By Netty Ismail, Bloomberg
SINGAPORE: AMP Capital Investors, the fund management unit of Australia’s biggest life insurer, may raise as much as $500 million (Rs2,215 crore) to invest in Asian power and port projects, with more than half destined for India.
AMP Capital may raise $400 million to $500 million for its next fund “which will concentrate substantially on Indian infrastructure,” said Singapore-based Krishan Sehgal, who oversees the firm’s investments in Asia, in an interview.
AMP Capital, Citigroup Inc., Blackstone Group Holdings LP and other private-equity investors are flocking to India as the government seeks to build and modernize $320 billion worth of airports, power plants, ports and other infrastructure by 2012. India’s economy grew 9 % to $854 billion last year, a pace second to China among the world’s major economies.
“With the need for infrastructure and the size of the Indian economy, how it is growing, you clearly see an opportunity there,” Sehgal, who travels to India every month, said.
The fund management unit of AMP Ltd. will start raising the money once it has finished investing $102 million from an existing fund that focuses on Indian infrastructure projects, Sehgal said.
Blackstone’s $5 Billion Fund
AMP Capital has invested almost 60 % of that money and will spend the rest in the next few months, he said. The fund, which has invested in four projects, including Gujarat Pipavav port in Western India, has notched up an internal rate of return of 30 %, he said.
Blackstone, manager of the world’s biggest buyout fund, and New York-based Citigroup this month signed an agreement to start a $5 billion fund to invest in Indian infrastructure projects.

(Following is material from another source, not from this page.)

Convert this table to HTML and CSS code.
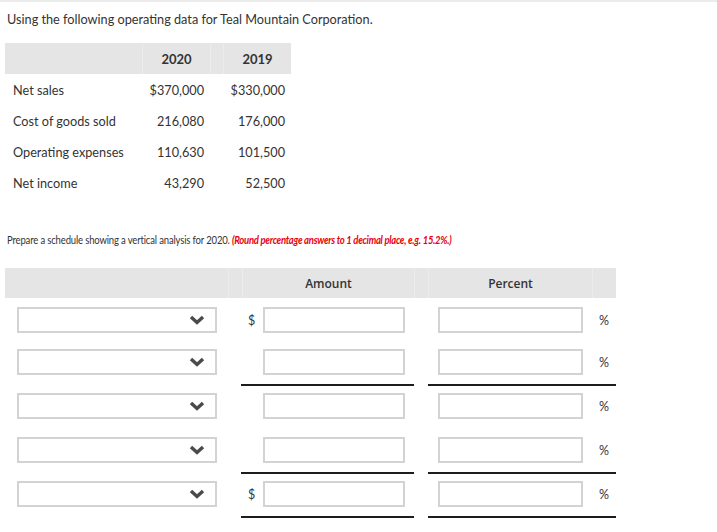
FILE: index.html
```html
<!DOCTYPE html>
<html lang="en">
<head>
<meta charset="utf-8">
<title>Vertical analysis</title>
<link rel="stylesheet" href="styles.css">
</head>
<body>
<div class="page">
  <p class="intro">Using the following operating data for Teal Mountain Corporation.</p>

  <div class="data">
    <div class="hd"></div><div class="hd sep">2020</div><div class="hd sep"></div><div class="hd sep">2019</div>
    <div class="lbl">Net sales</div><div class="num">$370,000</div><div></div><div class="num">$330,000</div>
    <div class="lbl">Cost of goods sold</div><div class="num">216,080</div><div></div><div class="num">176,000</div>
    <div class="lbl">Operating expenses</div><div class="num">110,630</div><div></div><div class="num">101,500</div>
    <div class="lbl">Net income</div><div class="num">43,290</div><div></div><div class="num">52,500</div>
  </div>

  <p class="prompt">Prepare a schedule showing a vertical analysis for 2020. <em class="hint">(Round percentage answers to 1 decimal place, e.g. 15.2%.)</em></p>

  <div class="sched">
    <div class="srow shead">
      <div></div><div class="sep"></div><div class="sep">Amount</div><div class="sep"></div><div class="sep">Percent</div><div class="sep"></div>
    </div>

    <div class="srow first">
      <div class="selcell"><div class="sel"><svg class="chev" width="16" height="10" viewBox="0 0 16 10"><polyline points="2,2 8,7.5 14,2" fill="none" stroke="#4a4a4a" stroke-width="3.4"/></svg></div></div>
      <div></div>
      <div class="amt"><span class="cur">$</span><input type="text"></div>
      <div></div>
      <div class="pct"><input type="text"></div>
      <div class="sign">%</div>
    </div>

    <div class="srow second ul">
      <div class="selcell"><div class="sel"><svg class="chev" width="16" height="10" viewBox="0 0 16 10"><polyline points="2,2 8,7.5 14,2" fill="none" stroke="#4a4a4a" stroke-width="3.4"/></svg></div></div>
      <div></div>
      <div class="amt"><span class="cur"></span><input type="text"></div>
      <div></div>
      <div class="pct"><input type="text"></div>
      <div class="sign">%</div>
    </div>

    <div class="srow">
      <div class="selcell"><div class="sel"><svg class="chev" width="16" height="10" viewBox="0 0 16 10"><polyline points="2,2 8,7.5 14,2" fill="none" stroke="#4a4a4a" stroke-width="3.4"/></svg></div></div>
      <div></div>
      <div class="amt"><span class="cur"></span><input type="text"></div>
      <div></div>
      <div class="pct"><input type="text"></div>
      <div class="sign">%</div>
    </div>

    <div class="srow ul">
      <div class="selcell"><div class="sel"><svg class="chev" width="16" height="10" viewBox="0 0 16 10"><polyline points="2,2 8,7.5 14,2" fill="none" stroke="#4a4a4a" stroke-width="3.4"/></svg></div></div>
      <div></div>
      <div class="amt"><span class="cur"></span><input type="text"></div>
      <div></div>
      <div class="pct"><input type="text"></div>
      <div class="sign">%</div>
    </div>

    <div class="srow ul">
      <div class="selcell"><div class="sel"><svg class="chev" width="16" height="10" viewBox="0 0 16 10"><polyline points="2,2 8,7.5 14,2" fill="none" stroke="#4a4a4a" stroke-width="3.4"/></svg></div></div>
      <div></div>
      <div class="amt"><span class="cur">$</span><input type="text"></div>
      <div></div>
      <div class="pct"><input type="text"></div>
      <div class="sign">%</div>
    </div>
  </div>
</div>
</body>
</html>
```

FILE: styles.css
```css
html, body {
  margin: 0;
  padding: 0;
  background: #fff;
}

body {
  font-family: Lato, "Open Sans", "Liberation Sans", sans-serif;
  font-size: 12.7px;
  color: #333;
}

.page {
  border-top: 2px solid #ebebeb;
}

.intro {
  margin: 9px 0 0 7px;
  line-height: 16px;
}

/* operating data table */
.data {
  display: grid;
  grid-template-columns: 137px 68px 13px 68px;
  grid-auto-rows: 31px;
  margin: 16px 0 0 5px;
  width: max-content;
}

.data > div {
  display: flex;
  align-items: center;
}

.data .hd {
  background: #e5e5e5;
  font-weight: 700;
  font-size: 13px;
  justify-content: center;
}

.data .sep {
  border-left: 1px solid #ececec;
}

.data .lbl {
  padding-left: 8px;
}

.data .num {
  justify-content: flex-end;
  padding-right: 6px;
}

.prompt {
  margin: 34px 0 0 7px;
  width: max-content;
  line-height: 16px;
  font-size: 12.2px;
  letter-spacing: -0.2px;
  white-space: nowrap;
  transform: scaleX(0.78);
  transform-origin: left center;
}

.hint {
  color: #e8000b;
  font-weight: 700;
  font-style: italic;
  letter-spacing: -0.35px;
}

/* schedule */
.sched {
  margin: 20px 0 0 5px;
  width: max-content;
}

.srow {
  display: grid;
  grid-template-columns: 223px 14px 172px 14px 164px 24px;
}

.shead {
  height: 30px;
  background: #e5e5e5;
}

.shead > div {
  display: flex;
  align-items: center;
  justify-content: center;
  font-family: "Open Sans", Lato, sans-serif;
  font-weight: 600;
  font-size: 12px;
  color: #333;
}

.shead .sep {
  border-left: 1px solid #ececec;
}

.srow > div {
  box-sizing: border-box;
}

.srow:not(.shead) > div {
  padding-top: 7px;
  padding-bottom: 9px;
  border-bottom: 2px solid transparent;
  display: flex;
  align-items: center;
}

.srow.first:not(.shead) > div {
  padding-top: 9px;
  padding-bottom: 7px;
  border-bottom: 0;
}

.srow.second:not(.shead) > div {
  padding-top: 9px;
}

.srow.ul:not(.shead) > .amt,
.srow.ul:not(.shead) > .pct,
.srow.ul:not(.shead) > .sign {
  border-bottom-color: #1c1c1c;
}

.srow:not(.shead) > .selcell {
  padding-left: 12px;
}

.sel {
  box-sizing: border-box;
  width: 200px;
  height: 26px;
  border: 2px solid #d3d3d3;
  background: #fff;
  display: flex;
  align-items: center;
  justify-content: flex-end;
  padding-right: 10px;
}

.chev {
  display: block;
}

.srow:not(.shead) > .amt {
  margin-left: -1px;
}

.cur {
  display: inline-block;
  width: 22px;
  padding-left: 7px;
  box-sizing: border-box;
  font-size: 12.5px;
  color: #333;
}

input {
  box-sizing: border-box;
  height: 26px;
  border: 2px solid #d3d3d3;
  background: #fff;
  margin: 0;
  padding: 0 4px;
  font: inherit;
  outline: none;
}

.amt input {
  width: 142px;
}

.srow:not(.shead) > .pct {
  padding-left: 10px;
}

.pct input {
  width: 145px;
}

.srow:not(.shead) > .sign {
  padding-left: 7px;
  font-size: 12.5px;
}
```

Reducing bottlenecks may encourage companies such as Intel Corp., the world’s largest computer chip-maker, and Ford Motor Co. to invest more. Manufacturing makes up 17 % of India’s $854 billion economy, half the ratio in China. The Finance Ministry estimates inadequate power and transport networks shave 2 percentage points off annual economic growth.
The government will need overseas and non-state funding as India is bound by law to cut its budget deficit by 0.3 % of gross domestic product each year until 2009, constraining its ability to spend on infrastructure after spending almost half the federal budget on defense, subsidies and interest payments.
Foreign investors poured about $60 billion into China in 2006 alone, compared with a total of $50 billion in India since 1991, when the South Asian nation began opening its economy.
Finance Minister P Chidambaram is scheduled to present his budget for the year starting 1 April in New Delhi today.
Prime Minister Manmohan Singh wants to sustain growth of over 9 % in the next decade to eradicate poverty. The World Bank estimates a third of India’s 1.1 billion people live on less than $1 a day.
AMP Capital will continue to invest in ports as container volumes grow, Sehgal said. The fund will also focus on power generation, seeking to capitalize on surging demand for electricity, he said. India produces about 8 % less electricity than it needs, cutting gross domestic product by a 10th, according to the finance ministry.
“This is understated because less than 50 % of the households, including the villages, are connected to electricity,” Sehgal said. “Once everybody gets electricity, you can imagine how the demand for electricity will continue to increase.”